Introducción
Cuando visité Santander por primera vez, allá por la primavera de 2018, lo último que me imaginaba es que acabaría viviendo en esta ciudad siete años después, tras más de una década asentado en Santiago de Compostela. Pero la vida da muchas vueltas, como bien se sabe, y aquí nos quedaremos por un tiempo indefinido, por lo que parece una ocasión perfecta para rescatar las fotos que tomé en aquella ocasión de la capital montañesa y que naturalmente ahora veo con otros ojos tras haber caminado durante varias semanas por sus calles y cuestas, ya no como turista ni viajero, sino como alguien que empieza a construir una nueva vida en este lugar.

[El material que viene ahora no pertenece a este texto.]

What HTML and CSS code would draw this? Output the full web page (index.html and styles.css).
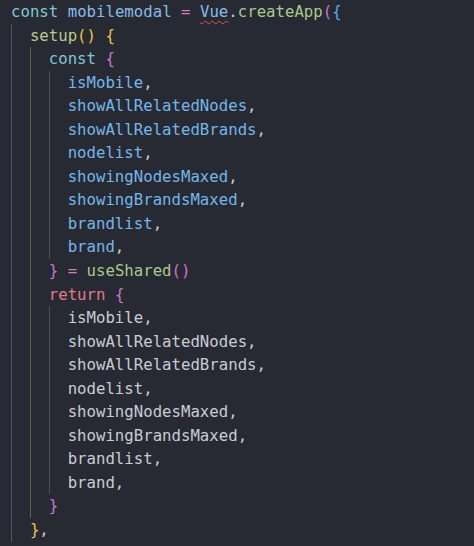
FILE: index.html
```html
<!DOCTYPE html>
<html>
<head>
<meta charset="utf-8">
<link rel="stylesheet" href="styles.css">
</head>
<body>
<div class="code">
  <div class="line"><span class="kw">const</span> <span class="var">mobilemodal</span> <span class="op">=</span> <span class="var squiggle">Vue</span><span class="pl">.</span><span class="fn">createApp</span><span class="bp">(</span><span class="bb">{</span></div>
  <div class="line"><span class="g g1"></span><span class="fn2">setup</span><span class="by">()</span> <span class="by">{</span></div>
  <div class="line"><span class="g g1"></span><span class="g g2"></span><span class="kw">const</span> <span class="bp">{</span></div>
  <div class="line"><span class="g g1"></span><span class="g g2"></span><span class="g g3"></span><span class="id">isMobile</span><span class="pl">,</span></div>
  <div class="line"><span class="g g1"></span><span class="g g2"></span><span class="g g3"></span><span class="id">showAllRelatedNodes</span><span class="pl">,</span></div>
  <div class="line"><span class="g g1"></span><span class="g g2"></span><span class="g g3"></span><span class="id">showAllRelatedBrands</span><span class="pl">,</span></div>
  <div class="line"><span class="g g1"></span><span class="g g2"></span><span class="g g3"></span><span class="id">nodelist</span><span class="pl">,</span></div>
  <div class="line"><span class="g g1"></span><span class="g g2"></span><span class="g g3"></span><span class="id">showingNodesMaxed</span><span class="pl">,</span></div>
  <div class="line"><span class="g g1"></span><span class="g g2"></span><span class="g g3"></span><span class="id">showingBrandsMaxed</span><span class="pl">,</span></div>
  <div class="line"><span class="g g1"></span><span class="g g2"></span><span class="g g3"></span><span class="id">brandlist</span><span class="pl">,</span></div>
  <div class="line"><span class="g g1"></span><span class="g g2"></span><span class="g g3"></span><span class="id">brand</span><span class="pl">,</span></div>
  <div class="line"><span class="g g1"></span><span class="g g2"></span><span class="bp">}</span> <span class="op">=</span> <span class="fn">useShared</span><span class="bp">()</span></div>
  <div class="line"><span class="g g1"></span><span class="g g2"></span><span class="ret">return</span> <span class="bp">{</span></div>
  <div class="line"><span class="g g1"></span><span class="g g2"></span><span class="g g3"></span><span class="pl">isMobile,</span></div>
  <div class="line"><span class="g g1"></span><span class="g g2"></span><span class="g g3"></span><span class="pl">showAllRelatedNodes,</span></div>
  <div class="line"><span class="g g1"></span><span class="g g2"></span><span class="g g3"></span><span class="pl">showAllRelatedBrands,</span></div>
  <div class="line"><span class="g g1"></span><span class="g g2"></span><span class="g g3"></span><span class="pl">nodelist,</span></div>
  <div class="line"><span class="g g1"></span><span class="g g2"></span><span class="g g3"></span><span class="pl">showingNodesMaxed,</span></div>
  <div class="line"><span class="g g1"></span><span class="g g2"></span><span class="g g3"></span><span class="pl">showingBrandsMaxed,</span></div>
  <div class="line"><span class="g g1"></span><span class="g g2"></span><span class="g g3"></span><span class="pl">brandlist,</span></div>
  <div class="line"><span class="g g1"></span><span class="g g2"></span><span class="g g3"></span><span class="pl">brand,</span></div>
  <div class="line"><span class="g g1"></span><span class="g g2"></span><span class="bp">}</span></div>
  <div class="line"><span class="g g1"></span><span class="by">}</span><span class="pl">,</span></div>
</div>
</body>
</html>
```
FILE: styles.css
```css
html, body {
  margin: 0;
  padding: 0;
  background: #282a33;
  height: 100%;
  overflow: hidden;
}
.code {
  padding: 0 0 0 11px;
  font-family: "DejaVu Sans Mono", monospace;
  font-size: 15.7px;
  line-height: 23.55px;
  color: #c9ccd3;
}
.line {
  display: block;
  white-space: pre;
  height: 23.55px;
}
.g {
  display: inline-block;
  vertical-align: top;
  width: 2ch;
  height: 23.55px;
  box-sizing: border-box;
  border-left: 1px solid #4e5470;
}
.g2 { border-left-color: #6a6240; }
.g3 { border-left-color: #574a66; }
.kw { color: #80c6d6; }
.var { color: #86bbe6; }
.op { color: #d07fc0; }
.pl { color: #c9ccd3; }
.fn { color: #a9c98c; }
.fn2 { color: #bcc98c; }
.bp { color: #c678d2; }
.bb { color: #5aa8ef; }
.by { color: #e8c54c; }
.id { color: #74b6ea; }
.ret { color: #e27a8c; }
.squiggle {
  text-decoration: underline wavy #e0524f;
  text-decoration-thickness: 1px;
  text-underline-offset: 3px;
}
```
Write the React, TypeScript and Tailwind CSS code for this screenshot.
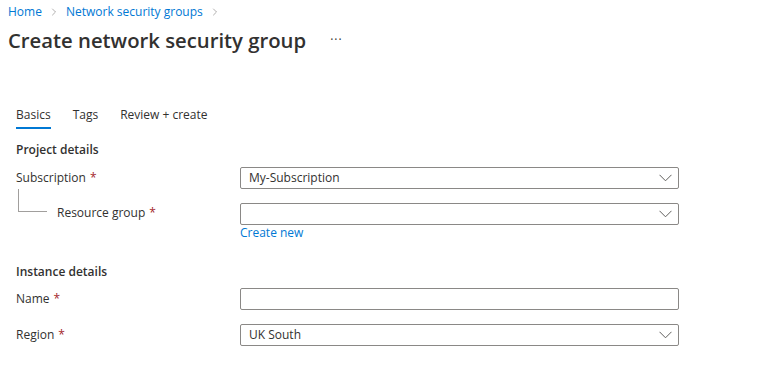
import { ChevronRight } from 'lucide-react';

const FONT = { fontFamily: '"Open Sans", "Liberation Sans", sans-serif' };

function Required() {
  return <span className="ml-1 text-[#a4262c]">*</span>;
}

function Chevron() {
  return (
    <svg width="13" height="8" viewBox="0 0 13 8" fill="none" className="text-[#605e5c]">
      <path d="M0.5 0.8 L6.5 6.8 L12.5 0.8" stroke="currentColor" strokeWidth="1" />
    </svg>
  );
}

function Select({ value }: { value?: string }) {
  return (
    <div className="flex h-[22px] w-[439px] items-center justify-between rounded-[2px] border border-[#8a8886] pl-2 pr-[6px]">
      <span className="text-[12px] text-[#323130]">{value}</span>
      <Chevron />
    </div>
  );
}

export default function App() {
  return (
    <div className="h-[389px] w-[767px] bg-white text-[#323130]" style={FONT}>
      {/* Breadcrumb */}
      <div className="flex items-center gap-[6px] pl-2 pt-[3px] text-[12px] leading-[18px] text-[#0078d4]">
        <span>Home</span>
        <ChevronRight size={12} strokeWidth={1} className="text-[#605e5c]" />
        <span>Network security groups</span>
        <ChevronRight size={12} strokeWidth={1} className="text-[#605e5c]" />
      </div>

      {/* Title */}
      <div className="flex items-center pl-2 pt-[5px]">
        <h1 className="text-[20.3px] font-semibold leading-[28px]">Create network security group</h1>
        <span className="ml-[24px] text-[12px] leading-none tracking-[1px] text-[#323130]">···</span>
      </div>

      {/* Tabs */}
      <div className="mt-[51px] flex gap-[22px] pl-4 text-[12px]">
        <div className="flex flex-col">
          <span className="leading-[20px]">Basics</span>
          <div className="mt-[2px] h-[2px] bg-[#0078d4]" />
        </div>
        <span className="leading-[20px]">Tags</span>
        <span className="leading-[20px]">Review + create</span>
      </div>

      {/* Form */}
      <div className="mt-[11px] pl-4 pr-[88px] text-[12px]">
        <h2 className="font-semibold leading-[20px]">Project details</h2>

        <div className="mt-[7px] flex items-center">
          <div className="w-[224px]">
            Subscription
            <Required />
          </div>
          <Select value="My-Subscription" />
        </div>

        <div className="mt-[14px] flex items-start">
          <div className="relative flex w-[224px] pl-[41px]">
            <div className="absolute left-[2px] top-[-14px] h-[23px] w-[29px] border-b border-l border-[#a19f9d]" />
            <span className="leading-[20px]">
              Resource group
              <Required />
            </span>
          </div>
          <div className="flex flex-col">
            <Select />
            <span className="leading-[16px] text-[#0078d4]">Create new</span>
          </div>
        </div>

        <h2 className="mt-[21px] font-semibold leading-[20px]">Instance details</h2>

        <div className="mt-[6px] flex items-center">
          <div className="w-[224px]">
            Name
            <Required />
          </div>
          <div className="h-[22px] w-[439px] rounded-[2px] border border-[#8a8886]" />
        </div>

        <div className="mt-[14px] flex items-center">
          <div className="w-[224px]">
            Region
            <Required />
          </div>
          <Select value="UK South" />
        </div>
      </div>
    </div>
  );
}
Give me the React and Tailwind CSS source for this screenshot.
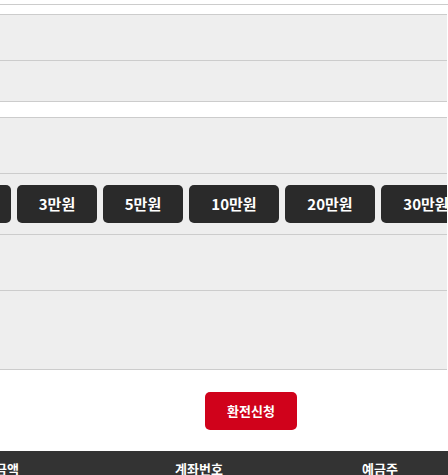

En aquella ocasión, ya algo lejana, aunque tampoco demasiado, aproveché la vuelta de un encuentro matemático en Montpellier para dedicar unos días a conocer Cantabria, una de las comunidades autónomas en las que por aquel entonces todavía no había puesto los pies. Hacía un día fantástico, y tras haber pasado la mañana explorando Liérganes —población de la que también debería hablar en algún momento—, llegué a Santander sin saber muy bien a dónde dirigirme. Al final me decanté por aparcar el coche en un aparcamiento bajo la calle Castelar, cerca de la dársena de Puertochico, para así dar un paseo por esa zona, ampliamente recomendada en las webs que había consultado a contrarreloj.